Challenges and Limitations of Volcanic Hazard Maps
Despite their sophistication, volcanic hazard maps are not perfect tools. The legacy of Vesuvius also teaches us about the limitations of prediction and the difficulties of risk communication.
The Low-Probability, High-Consequence Dilemma
The risk of a major eruption from Vesuvius is currently low, but the consequences would be catastrophic. It is difficult to maintain public awareness and preparedness when the volcano is quiet. A hazard map can become an abstract concept if people rarely think about the specific danger. The challenge for scientists and emergency managers is to keep the map relevant without causing undue panic.
Communication and Social Trust
A map is only effective if people understand it and trust the authorities who implement it. In the densely populated areas around Vesuvius and Campi Flegrei, there is a history of skepticism toward government mandates and evacuation orders. The hazard map must be accompanied by extensive public education. Social scientists have studied how residents perceive the red and yellow zones, finding that many underestimate the speed and reach of pyroclastic flows. Building a "culture of safety" requires constant community engagement, not just a published map.
The Dynamic Nature of Volcanoes
A volcano's shape and behavior change over time. An eruption can create new vents, alter the topography, or produce unexpected types of deposits. A hazard map based on past eruptions might not perfectly predict the next event. For instance, while the primary threat is a Plinian eruption from the central crater, there is always the possibility of a lateral blast or a new vent opening outside the predicted zone. Maps must be continuously updated to reflect the latest science and geological observations.
Conclusion: Vesuvius as a Permanent Instructor
The connection between the eruption of Vesuvius in AD 79 and the development of volcanic hazard maps is not merely historical coincidence; it is a direct chain of cause and effect. The destruction of Pompeii and Herculaneum posed a problem that took nearly two millennia to solve: how to visually communicate the complex, invisible, and deadly reach of a volcano. The gradual shift from describing volcanic deposits to predicting volcanic hazards has equipped modern society with a powerful tool for reducing risk.
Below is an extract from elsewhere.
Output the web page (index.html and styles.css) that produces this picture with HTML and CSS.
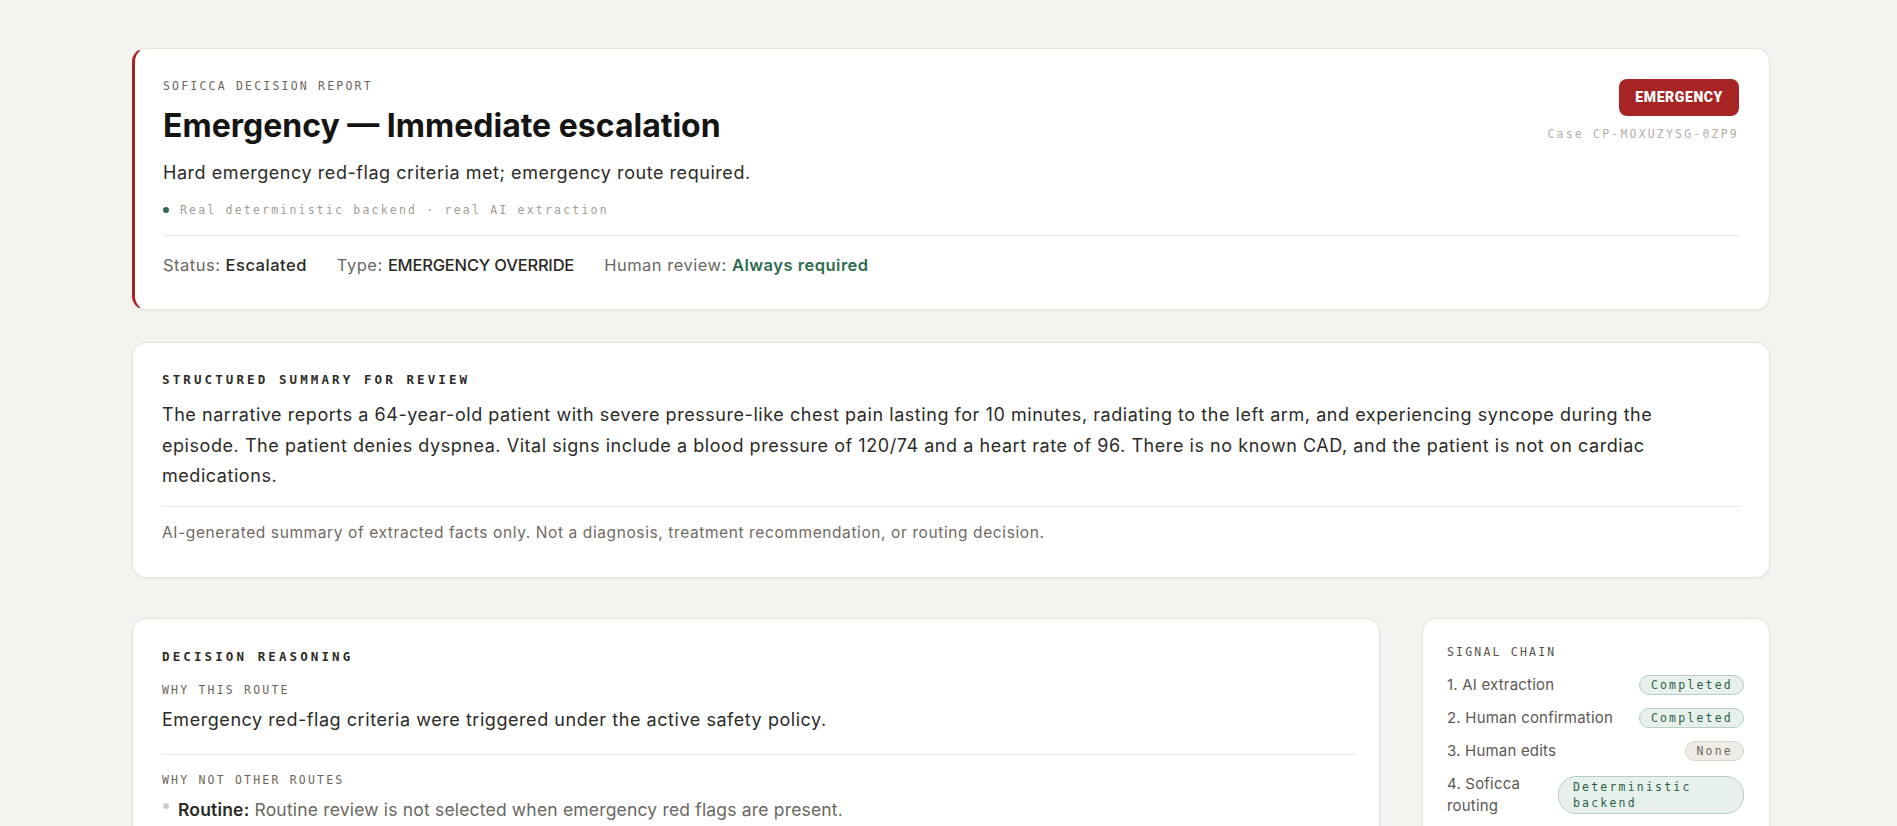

Today, the hazard maps for Vesuvius are among the most detailed and rigorously tested in the world. They represent the accumulated knowledge of thousands of scientists and the painful lessons of countless eruptions. They are the reason why an effective evacuation plan exists for a population of 700,000. As we look to the future, continued investment in monitoring technology, probabilistic modeling, and public education is essential. The gray ash that entombed Pompeii is a permanent reminder of what happens when a disaster is not anticipated. The colored zones on a hazard map are the modern shield we build using that ancient knowledge. By understanding and respecting these maps, we honor the victims of AD 79 by ensuring their story is one of learning and survival, rather than a forgotten warning.